Focus on the Bare Necessities
During hyperinflation, every day your money goes unspent, you’re losing some of it. Once purchasing power evaporates, it’s gone for good. You’re better off proceeding with major purchases sooner rather than later in hyperinflation because if you don’t, those items will become more unattainable over time.
If you’re fortunate enough to live in a stable economy, it can be hard to envision what this sort of shopping looks like. Expect long lines at ATMs, empty shelves at grocery stores, and an uptick in crime.
As you shop, stay focused on the bare necessities you need to survive, such as food. You’ll likely want to buy food with a long shelf life so that you can buy a larger quantity without having to worry about spoilage. If you make a discretionary purchase, give extra consideration to items that will likely become scarcer and thus potentially be resold later at a higher price. You never know what the future holds.
Don’t Trust Government Readings, Verify
As Warren Buffett likes to say, don’t ask the barber whether you need a haircut. You can’t expect to get an unbiased opinion from people who have an economic incentive to deceive you.
Governments create hyperinflation by printing money to less and less avail. They print it because it is more politically expedient than raising taxes. So, if you’re looking at inflation statistics produced by a government agency staffed with political appointees, take them with a grain of salt.

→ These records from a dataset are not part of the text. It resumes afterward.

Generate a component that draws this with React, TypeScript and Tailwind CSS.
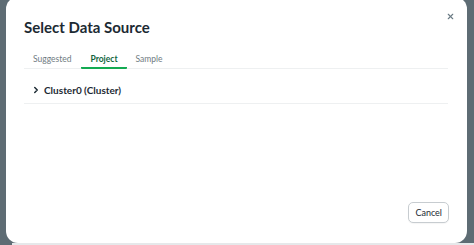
import { ChevronRight, X } from 'lucide-react'

const font = { fontFamily: 'Lato, "Noto Sans", sans-serif' }

export default function App() {
    return (
        <div className="w-[474px] h-[245px] bg-[#5e6c74] flex flex-col overflow-hidden" style={font}>
            <div className="relative -mt-[3px] ml-[6px] mr-[7px] h-[246px] bg-white rounded-[12px] flex flex-col pl-[18px] pr-[19px]">
                <button className="absolute top-[11px] right-[9px] w-4 h-4 flex items-center justify-center text-[#6b7b85]">
                    <X className="h-[9px] w-[9px]" strokeWidth={3} />
                </button>

                <h1 className="mt-[18px] text-[15px] leading-[24px] font-bold text-[#1c2a33]">
                    Select Data Source
                </h1>

                {/* Tabs */}
                <div className="mt-[9px] flex border-b border-[#eef0f1] text-[8.5px] leading-[12px]">
                    <div className="px-[9px] pt-[5px] pb-[4px] -mb-px text-[#6f7b82]">Suggested</div>
                    <div className="ml-[1px] px-[9px] pt-[5px] pb-[2px] -mb-px font-bold text-[#10653d] border-b-2 border-[#13aa52] rounded-[1px]">
                        Project
                    </div>
                    <div className="px-[9px] pt-[5px] pb-[4px] -mb-px text-[#6f7b82]">Sample</div>
                </div>

                {/* Cluster row */}
                <div className="flex items-center pt-[15px] pb-[7px] leading-[12px] border-b border-[#eef0f1] pl-[7px]">
                    <ChevronRight className="h-[10px] w-[10px] text-[#1c2a33]" strokeWidth={3.5} />
                    <span className="ml-[3px] text-[10px] font-bold text-[#1c2a33]">Cluster0 (Cluster)</span>
                </div>

                <div className="flex-1" />

                <div className="flex justify-end mb-[20px] -mr-[1px]">
                    <button className="h-[21px] px-[6px] rounded-[5px] border border-[#c7ccd0] bg-white text-[9px] text-[#1c2a33] shadow-[0_1px_1px_rgba(0,0,0,0.04)]">
                        Cancel
                    </button>
                </div>
            </div>
            <div className="flex-1 bg-[#e6e8ea] ml-[12px]" />
        </div>
    )
}
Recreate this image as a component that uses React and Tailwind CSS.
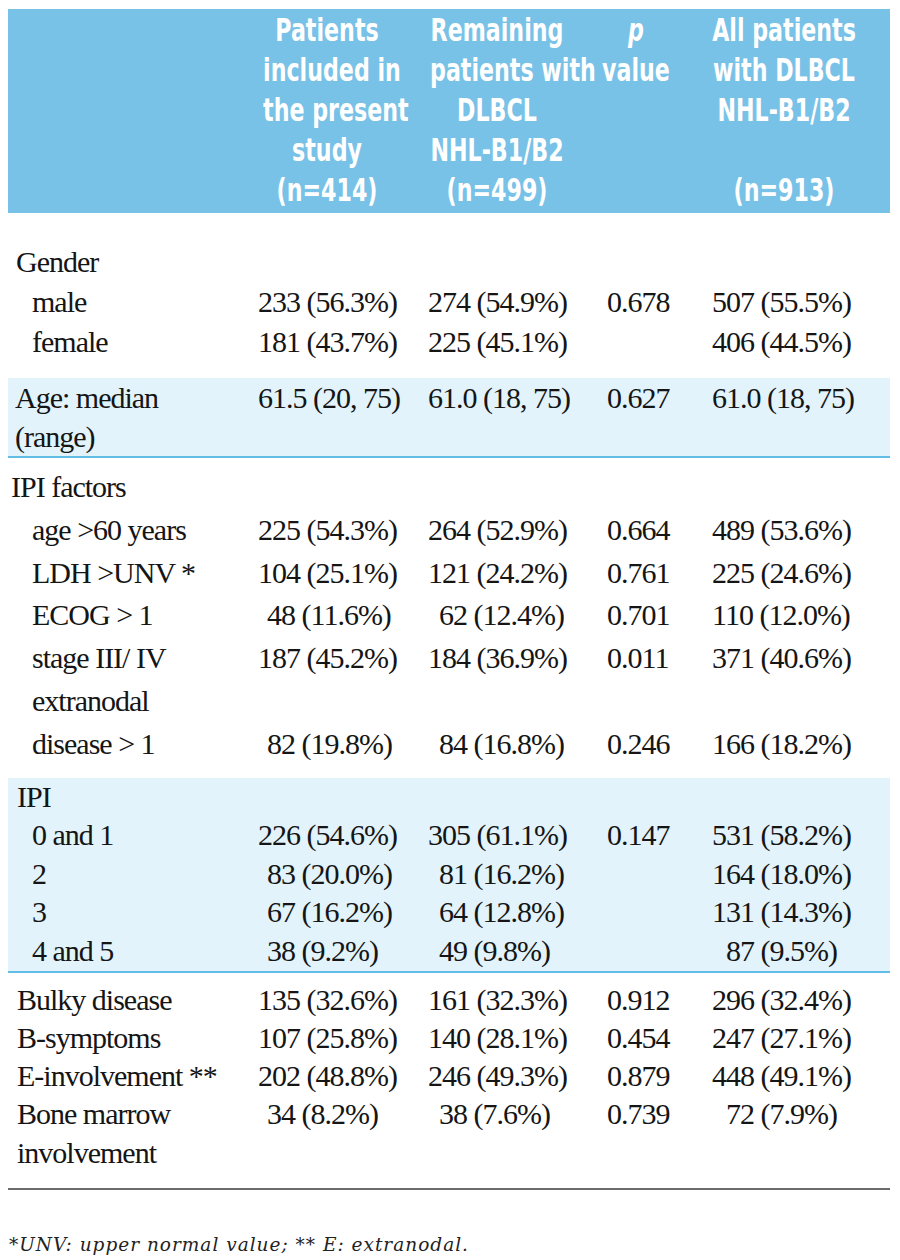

For instance, the Consumer Price Index, maintained by the U.S. Bureau of Labor, is constantly changing. Reported changes are posted on the bureau’s website, and the notices often beg more questions than they answer. You can easily visualize the difference between today’s CPI algorithm and the one used decades ago at shadowstats.com.
“Starting in January 2022, weights for the Consumer Price Index are calculated based on consumer expenditure data from 2019-2020,” the bureau wrote in a February notice. “The BLS considered interventions, but decided to maintain normal procedures.”
I’ll just say this: the world has changed a lot since 2019.
As a security expert, I encourage clients to independently verify information rather than rely on third parties. If you suspect you’re in a hyperinflationary environment, it’s more apt to calculate how inflation is affecting you specifically. Keep your receipts for common purchases and compare them. Adjust for other changes such as shrinkflation, where vendors alter the unit of sale to conceal price increases.
Inflation is a complicated phenomenon with many factors, such as supply shocks. But if you verify on the street, you’ll have a better idea of how inflation is affecting you because at least you’ll know the methodology.
Have an Exit Strategy
There are only two choices for responding to threats: fight or flight. When you have a good chance to bring about change, it can make sense to resist more overtly. But when you know winning is the longest of long shots, the smart move might be to avoid confrontation altogether and go somewhere else.
Hyperinflation is a systemic problem, which makes it nearly impossible for individuals to move the needle. Ultimately, you can’t really fight hyperinflation; the best you can do is adapt and avoid its effects as much as possible.
If you figure out how to live with hyperinflation, trouble could be waiting on the other side, too. Hyperinflation squeezes entire communities, and desperate people do desperate things. For this reason, hyperinflation has been cited for prompting unrest, mass poverty, and war.
In all of these edge cases, it may not be in your best interest to stick around. If you’re a well-known Bitcoiner and Bitcoin proves to be a successful inflation hedge, you could experience some contempt and even become a target. Should that happen, get out while the getting is good.
Wealth security is about anticipation. Markets are the aggregate of human decision-making, and human nature is relatively predictable. If you keep an eye on your economy and develop some flexibility and resourcefulness, hyperinflation won’t extract as high a price from you.